あ、立春朝絞りも「月の桂」「酒呑童子」「春鹿」と、3つも取り扱っておられる!!!
授業スタート
時間になったので、受付をして着席。最初はアイスブレイクってことで、近くの席の方と会釈したのち、簡単な自己紹介。そして他己紹介も少々。
授業はプロジェクターにスライドを投影して解説する形式でした。可愛いモノ好き講師ゆえに、ちょくちょく出てくる解説イラストも可愛らしいチョイスで和みます。

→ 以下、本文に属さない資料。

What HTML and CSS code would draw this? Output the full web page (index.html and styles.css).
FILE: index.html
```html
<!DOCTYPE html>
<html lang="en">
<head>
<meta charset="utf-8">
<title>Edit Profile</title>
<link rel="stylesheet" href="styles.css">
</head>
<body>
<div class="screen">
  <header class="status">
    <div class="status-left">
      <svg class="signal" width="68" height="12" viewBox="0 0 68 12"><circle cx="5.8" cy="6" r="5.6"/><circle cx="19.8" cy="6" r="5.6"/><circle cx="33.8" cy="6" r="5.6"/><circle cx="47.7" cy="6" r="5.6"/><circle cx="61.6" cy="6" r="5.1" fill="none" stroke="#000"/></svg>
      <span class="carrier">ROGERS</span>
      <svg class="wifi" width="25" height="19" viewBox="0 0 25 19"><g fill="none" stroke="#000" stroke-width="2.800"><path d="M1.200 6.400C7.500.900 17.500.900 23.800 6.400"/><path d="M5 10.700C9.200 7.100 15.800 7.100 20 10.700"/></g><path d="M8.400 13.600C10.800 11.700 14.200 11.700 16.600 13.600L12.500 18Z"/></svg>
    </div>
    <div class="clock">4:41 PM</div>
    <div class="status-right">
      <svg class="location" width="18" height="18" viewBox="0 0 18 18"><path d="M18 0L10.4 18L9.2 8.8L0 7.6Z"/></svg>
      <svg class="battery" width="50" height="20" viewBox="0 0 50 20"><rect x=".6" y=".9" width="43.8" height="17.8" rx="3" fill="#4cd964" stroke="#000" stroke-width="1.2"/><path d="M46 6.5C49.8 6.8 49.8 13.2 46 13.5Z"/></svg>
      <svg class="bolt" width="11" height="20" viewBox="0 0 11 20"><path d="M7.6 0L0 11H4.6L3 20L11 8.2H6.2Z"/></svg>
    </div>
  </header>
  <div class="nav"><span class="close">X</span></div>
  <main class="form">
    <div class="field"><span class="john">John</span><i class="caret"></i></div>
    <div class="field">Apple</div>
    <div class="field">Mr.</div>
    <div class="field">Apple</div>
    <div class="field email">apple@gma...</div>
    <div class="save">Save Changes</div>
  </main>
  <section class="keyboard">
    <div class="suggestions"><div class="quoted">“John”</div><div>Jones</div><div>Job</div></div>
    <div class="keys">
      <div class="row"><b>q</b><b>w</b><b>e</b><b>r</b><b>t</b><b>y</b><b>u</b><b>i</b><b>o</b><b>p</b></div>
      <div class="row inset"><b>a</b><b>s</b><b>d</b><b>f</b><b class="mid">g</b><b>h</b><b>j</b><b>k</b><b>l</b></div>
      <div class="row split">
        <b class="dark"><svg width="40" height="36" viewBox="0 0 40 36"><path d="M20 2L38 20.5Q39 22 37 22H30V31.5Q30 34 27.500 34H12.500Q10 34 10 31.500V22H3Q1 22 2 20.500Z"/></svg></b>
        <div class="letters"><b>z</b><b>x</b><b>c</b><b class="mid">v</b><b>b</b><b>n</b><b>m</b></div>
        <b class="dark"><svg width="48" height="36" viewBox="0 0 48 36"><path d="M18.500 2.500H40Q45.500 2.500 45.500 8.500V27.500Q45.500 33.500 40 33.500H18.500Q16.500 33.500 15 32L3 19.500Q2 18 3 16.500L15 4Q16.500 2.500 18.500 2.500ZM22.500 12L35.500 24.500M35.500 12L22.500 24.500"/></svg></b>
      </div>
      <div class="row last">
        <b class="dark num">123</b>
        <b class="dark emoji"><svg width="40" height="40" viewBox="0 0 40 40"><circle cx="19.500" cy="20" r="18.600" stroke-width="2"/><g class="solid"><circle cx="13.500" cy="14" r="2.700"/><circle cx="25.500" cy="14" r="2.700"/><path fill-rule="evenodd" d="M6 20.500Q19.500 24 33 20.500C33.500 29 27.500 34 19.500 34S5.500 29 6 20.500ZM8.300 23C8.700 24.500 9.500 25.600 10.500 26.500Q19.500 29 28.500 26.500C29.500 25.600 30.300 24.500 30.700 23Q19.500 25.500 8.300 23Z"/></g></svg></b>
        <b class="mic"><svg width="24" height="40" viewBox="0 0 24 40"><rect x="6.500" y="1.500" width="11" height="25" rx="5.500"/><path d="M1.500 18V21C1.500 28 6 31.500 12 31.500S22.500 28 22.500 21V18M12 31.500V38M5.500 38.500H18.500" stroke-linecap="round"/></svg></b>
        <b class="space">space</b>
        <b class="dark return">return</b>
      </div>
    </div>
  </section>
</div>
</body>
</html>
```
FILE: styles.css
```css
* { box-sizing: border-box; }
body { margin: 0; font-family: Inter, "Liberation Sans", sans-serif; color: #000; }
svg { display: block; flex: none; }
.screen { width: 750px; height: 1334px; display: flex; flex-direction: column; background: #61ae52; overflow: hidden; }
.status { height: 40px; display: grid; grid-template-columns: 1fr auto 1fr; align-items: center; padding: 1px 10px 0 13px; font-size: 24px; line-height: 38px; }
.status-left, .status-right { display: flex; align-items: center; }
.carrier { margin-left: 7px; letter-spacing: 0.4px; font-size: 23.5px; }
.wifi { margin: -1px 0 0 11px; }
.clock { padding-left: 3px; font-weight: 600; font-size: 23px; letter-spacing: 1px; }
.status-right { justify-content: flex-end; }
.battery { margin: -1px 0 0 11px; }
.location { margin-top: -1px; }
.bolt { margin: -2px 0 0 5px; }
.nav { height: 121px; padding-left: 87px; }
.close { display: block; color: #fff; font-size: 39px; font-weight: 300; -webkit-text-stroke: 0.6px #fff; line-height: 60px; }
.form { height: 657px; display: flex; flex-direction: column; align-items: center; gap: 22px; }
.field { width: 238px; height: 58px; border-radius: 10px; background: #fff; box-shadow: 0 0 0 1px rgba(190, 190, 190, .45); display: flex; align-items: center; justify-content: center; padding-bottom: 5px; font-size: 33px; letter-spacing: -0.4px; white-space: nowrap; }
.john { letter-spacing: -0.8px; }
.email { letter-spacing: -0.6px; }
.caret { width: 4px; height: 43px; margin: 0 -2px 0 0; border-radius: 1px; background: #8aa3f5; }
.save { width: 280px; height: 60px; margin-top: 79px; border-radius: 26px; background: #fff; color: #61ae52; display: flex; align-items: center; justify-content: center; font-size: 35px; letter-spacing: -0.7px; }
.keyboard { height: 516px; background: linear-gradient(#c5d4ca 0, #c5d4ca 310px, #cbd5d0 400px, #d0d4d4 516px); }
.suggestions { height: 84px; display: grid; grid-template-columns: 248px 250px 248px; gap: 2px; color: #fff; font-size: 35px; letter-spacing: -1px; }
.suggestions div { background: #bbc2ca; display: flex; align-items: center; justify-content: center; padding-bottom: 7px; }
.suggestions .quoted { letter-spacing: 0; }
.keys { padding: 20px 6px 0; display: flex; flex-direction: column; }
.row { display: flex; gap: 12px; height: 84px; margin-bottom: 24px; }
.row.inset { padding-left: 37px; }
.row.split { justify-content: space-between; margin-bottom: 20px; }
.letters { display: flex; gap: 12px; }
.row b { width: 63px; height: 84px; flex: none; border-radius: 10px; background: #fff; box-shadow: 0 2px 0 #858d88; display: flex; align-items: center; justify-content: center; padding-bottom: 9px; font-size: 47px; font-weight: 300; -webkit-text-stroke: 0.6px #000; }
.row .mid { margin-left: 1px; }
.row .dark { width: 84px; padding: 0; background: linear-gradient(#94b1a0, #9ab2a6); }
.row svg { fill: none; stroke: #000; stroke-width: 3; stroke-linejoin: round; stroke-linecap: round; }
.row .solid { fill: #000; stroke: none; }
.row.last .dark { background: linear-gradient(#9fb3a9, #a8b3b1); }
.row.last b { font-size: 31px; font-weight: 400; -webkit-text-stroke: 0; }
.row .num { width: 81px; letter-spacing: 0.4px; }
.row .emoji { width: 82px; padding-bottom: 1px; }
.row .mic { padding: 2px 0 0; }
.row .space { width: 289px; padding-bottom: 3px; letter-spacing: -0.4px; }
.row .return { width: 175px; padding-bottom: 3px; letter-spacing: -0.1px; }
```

昨年、酒ディプロマ試験の一次(筆記)で挫折した私でしたが、今回の授業で理解を深めて、リベンジしたいなぁ……と思いました。
発酵と腐敗
発酵と腐敗は、毒と薬の違いかもしれませんね。
同じように微生物の働きによって、変化するけれど「発酵」ならば付加価値が付いたり、より良いものになったりする。でも「腐敗」は価値が損なわれ、害のあるものになってしまう……。毒物は危険だけれど使い方によっては悪いものを遠ざけられるし、薬も使いすぎれば害悪になるし……。
お屠蘇文化
お正月時期ということもあって、お屠蘇についても話題に上ったのですが、あまり飲まない方が多かったような?
私もお屠蘇を飲むお正月の習慣がなくて(正月の晩酌は日本酒ですが)、というかお屠蘇はお正月用の生薬を入れたお酒だということ自体、割と最近知ったというか……。

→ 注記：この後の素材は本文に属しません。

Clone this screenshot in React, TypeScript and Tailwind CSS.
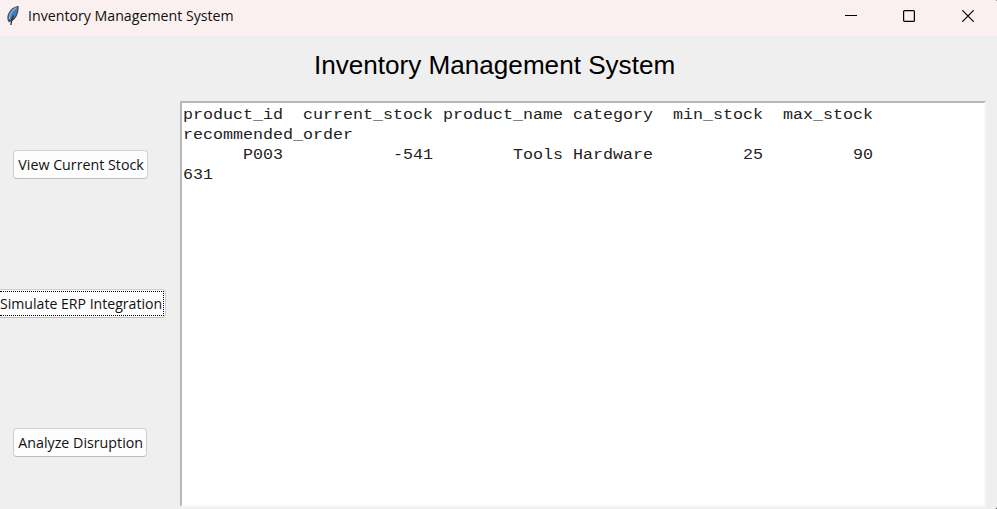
import React from "react";

const report = [
  "product_id  current_stock product_name category  min_stock  max_stock",
  "recommended_order",
  "      P003           -541        Tools Hardware         25         90",
  "631",
].join("\n");

function Feather() {
  return (
    <svg className="ml-[6px] h-5 w-[14px] shrink-0" viewBox="0 0 14 20" fill="none">
      <path d="M12 .5C8.500 1 4.500 4 2.500 8.500c-1 2.700-.7 5 .5 7C7 14.500 10.300 11 11.400 6.500c.5-2 1-4 .6-6Z" fill="#3f7fc4" stroke="#45464c" strokeWidth="1.100" />
      <path d="M10.500 1.500C6.500 4 3.500 8.500 3.300 13" stroke="#a5b4c0" strokeWidth="1.200" />
      <path d="M7.500 9.500C5.800 12.500 5 15 4.900 19" stroke="#262a32" strokeWidth="1.300" />
    </svg>
  );
}

function TitleBar() {
  return (
    <header className="flex h-[36px] shrink-0 items-start bg-[#f9f0ef]">
      <div className="flex h-8 items-center">
        <Feather />
        <span className="mb-0.5 ml-2 origin-left whitespace-pre text-[15px] leading-5 text-[#111] scale-x-[0.945]">Inventory Management System</span>
      </div>
      <div className="ml-auto flex h-8 items-center pr-[23px] text-black">
        <svg className="mr-[46px] size-3" viewBox="0 0 12 12" fill="none"><path d="M0 5.500h12" stroke="currentColor" /></svg>
        <svg className="mr-[47px] size-3" viewBox="0 0 12 12" fill="none"><rect x=".6" y=".6" width="10.800" height="10.800" rx="1" stroke="currentColor" strokeWidth="1.200" /></svg>
        <svg className="size-3" viewBox="0 0 12 12" fill="none"><path d="m.3.300 11.400 11.400M11.700.300.300 11.700" stroke="currentColor" strokeWidth="1.200" /></svg>
      </div>
    </header>
  );
}

export default function App() {
  const button = "flex h-[29px] items-center justify-center whitespace-nowrap rounded-[4px] border border-[#d0d0d0] border-b-[#bcbcbc] bg-[#fdfdfd] text-[15px] leading-5 text-[#111]";
  return (
    <div className="bg-[#333]">
      <div className="flex h-[509px] w-[997px] flex-col overflow-hidden rounded-r-[2px] bg-[#efefef] font-['Open_Sans',sans-serif]">
        <TitleBar />
        <h1 className="h-[65px] shrink-0 whitespace-nowrap pt-[13px] pl-[314px] font-['Liberation_Sans',Arial,sans-serif] text-[26.100px] leading-8 text-black">Inventory Management System</h1>
        <main className="flex min-h-0 flex-1">
          <aside className="flex w-[180px] shrink-0 flex-col items-start pt-[49px]">
            <button className={`${button} ml-[13px] w-[135px]`}><span className="mb-0.5 ml-px scale-x-[0.95]">View Current Stock</span></button>
            <div className="mt-[110px] flex h-[29px] w-[166px] rounded-r-[4px] border border-l-0 border-[#d0d0d0] border-b-[#bcbcbc] bg-[#fdfdfd] py-px pr-px">
              <button className="flex w-full items-center border border-l-0 border-dotted border-black text-[15px] leading-5 text-[#111]">
                <span className="mb-0.5 origin-left whitespace-nowrap scale-x-[0.94]">Simulate ERP Integration</span>
              </button>
            </div>
            <button className={`${button} mt-[110px] ml-[13px] w-[134px]`}><span className="mb-0.5 ml-px scale-x-[0.95]">Analyze Disruption</span></button>
          </aside>
          <section className="h-[406px] w-[806px] border-2 border-t-[#b8b8b8] border-r-[#f8f8f8] border-b-[#f8f8f8] border-l-[#b8b8b8] bg-white pt-[2px] pl-px">
            <pre className="origin-left font-['Liberation_Mono','Courier_New',monospace] text-[15.500px] leading-5 text-[#222] scale-x-[1.075]">{report}</pre>
          </section>
        </main>
      </div>
    </div>
  );
}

ちなみに、関東以北では、日本酒をお屠蘇とすることも多いとかで……お雑煮やおでんが地域によって違うように、お屠蘇にもちょっとした地域差があるようです。
日本酒の味わい・芳香は酵母が決め手
もちろん日本酒の味の違いにはお米の種類だとか精米歩合だとか、水質の違いとか、造られた環境も影響するんですが、一番大きな要素となるのが酵母の働きなんですよね。
ワインは原材料となるブドウ果汁に、ワイン酵母が働きかけてアルコール発酵するけれど、ブドウ持つ味や香りが強いので、酵母がその要素を付加する必要がないということ。対して日本酒は米自体に強い味・香りがあるわけではないので、酵母によって造られる要素が重要になってきます。
アルコール造りすぎな清酒酵母
さて、日本酒の味・風味に影響を及ぼす清酒酵母の特筆すべき点は、ほかにもあります。それはほかの酵母より、アルコールを多く造れる点。

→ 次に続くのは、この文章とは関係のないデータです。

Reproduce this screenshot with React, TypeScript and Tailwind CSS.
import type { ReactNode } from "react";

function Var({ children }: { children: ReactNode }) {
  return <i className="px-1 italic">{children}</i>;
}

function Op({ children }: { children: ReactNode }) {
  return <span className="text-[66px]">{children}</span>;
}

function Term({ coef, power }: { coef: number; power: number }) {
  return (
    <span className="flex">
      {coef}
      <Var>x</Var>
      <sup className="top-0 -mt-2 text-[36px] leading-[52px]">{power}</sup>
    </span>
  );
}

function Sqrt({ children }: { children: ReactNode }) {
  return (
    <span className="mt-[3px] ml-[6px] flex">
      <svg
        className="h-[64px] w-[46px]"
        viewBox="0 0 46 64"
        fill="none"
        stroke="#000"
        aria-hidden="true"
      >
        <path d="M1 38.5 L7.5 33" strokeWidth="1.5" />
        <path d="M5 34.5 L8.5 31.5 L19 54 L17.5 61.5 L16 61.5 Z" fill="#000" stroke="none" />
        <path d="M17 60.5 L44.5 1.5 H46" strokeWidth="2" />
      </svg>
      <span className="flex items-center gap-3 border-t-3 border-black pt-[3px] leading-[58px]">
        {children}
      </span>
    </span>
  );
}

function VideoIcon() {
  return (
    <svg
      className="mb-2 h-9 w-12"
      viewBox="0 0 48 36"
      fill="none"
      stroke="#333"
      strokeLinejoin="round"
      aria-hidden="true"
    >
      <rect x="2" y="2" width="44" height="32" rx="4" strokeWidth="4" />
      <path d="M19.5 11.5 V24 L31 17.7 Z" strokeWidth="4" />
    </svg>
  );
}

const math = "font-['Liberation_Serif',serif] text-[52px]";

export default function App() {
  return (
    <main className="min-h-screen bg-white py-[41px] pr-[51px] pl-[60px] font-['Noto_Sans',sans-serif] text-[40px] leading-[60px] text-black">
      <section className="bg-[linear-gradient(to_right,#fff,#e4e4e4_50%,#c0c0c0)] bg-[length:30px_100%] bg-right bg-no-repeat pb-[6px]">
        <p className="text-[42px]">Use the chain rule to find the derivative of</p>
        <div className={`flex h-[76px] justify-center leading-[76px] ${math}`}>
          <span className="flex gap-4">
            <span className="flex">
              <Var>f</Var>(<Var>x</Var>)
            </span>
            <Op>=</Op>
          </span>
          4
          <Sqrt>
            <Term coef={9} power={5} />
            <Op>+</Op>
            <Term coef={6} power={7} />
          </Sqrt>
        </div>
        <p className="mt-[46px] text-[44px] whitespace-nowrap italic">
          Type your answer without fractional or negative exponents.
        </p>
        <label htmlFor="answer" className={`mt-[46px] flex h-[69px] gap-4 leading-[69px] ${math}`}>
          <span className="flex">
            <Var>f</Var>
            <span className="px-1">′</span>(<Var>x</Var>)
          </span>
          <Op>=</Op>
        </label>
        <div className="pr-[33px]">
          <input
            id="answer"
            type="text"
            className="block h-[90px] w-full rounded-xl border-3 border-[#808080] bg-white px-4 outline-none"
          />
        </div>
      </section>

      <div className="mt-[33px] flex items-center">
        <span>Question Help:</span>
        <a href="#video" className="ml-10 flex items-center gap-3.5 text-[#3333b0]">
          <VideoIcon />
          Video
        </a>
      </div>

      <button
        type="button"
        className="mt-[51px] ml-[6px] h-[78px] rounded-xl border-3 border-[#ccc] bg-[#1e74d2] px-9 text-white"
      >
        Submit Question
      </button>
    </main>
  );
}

確かに、ワインやビールと比べれば、日本酒はアルコール度数が高いです。ワインが12~14%、高くても15%程度でしょうか? ビールは5%くらい? (最近はストロング系発泡酒もありますが、それでも10%いかない)
対して日本酒はというと、15~17%くらいが多く、ときに18%を超えることも……。まぁ、最近は低アルコールタイプの日本酒も増えてきているのですが。
どうして日本酒はこんなにアルコール度数が高いのかというと、それは酵母がアルコール発酵しまくるからだそうで……。
本来、アルコールは殺菌にも使われるものであり、微生物にとっては有害な存在。アルコールが増えると、死滅したり働きが鈍くなったりするわけで、酵母とて例外ではないのです。
しかし、清酒酵母はアルコールの多い、自身にとって有害な環境下でも発酵を続け、さらにアルコールを造る……清酒酵母は強いのでしょうか? 清酒酵母も、酒豪なんでしょうか???
清酒酵母は休むことを知らない
そして明かされる、清酒酵母の真実。
実は、清酒酵母はアルコールへの耐性を持っているから働き続けるのではなく、耐性そのものを忘れた存在だったのです……!
本来、備わっているはずのストレス(自身を脅かす存在)に反応して防御する要素が、清酒酵母の構造には抜け落ちており、アルコールにまみれても「そんなの関係ねー!」とばかりに、アルコールを増やす清酒酵母。
自身の存在が危うくなるような環境下になっても働き続ける勤勉な(?)ヤツであったと……。
ちなみに、酵母はアルコール度数が15度あたりから活動が鈍り、18度くらいになると自己消化(自滅)するとのこと(酒ディプロマ教本より)。日本酒のアルコール度数もそれくらいなので、これが清酒酵母の限界ということですね。
また参加したいと思いました
印象に残った部分を抜粋して、授業で出てきた話をまとめたのですが、難解そうな科学の話もわかりやすく解説いただき、理解が深まりました。また、他テーマの授業も参加してみたいなと思いました。
もっと、地域のことを知りたいというのもありますし、興味のある分野がテーマになっていたならなおのこと……。
この学びが、新しい「何か」を生むきっかけになるかも知れない……。これからも京都カラスマ大学さんの活動に注目していきたいです。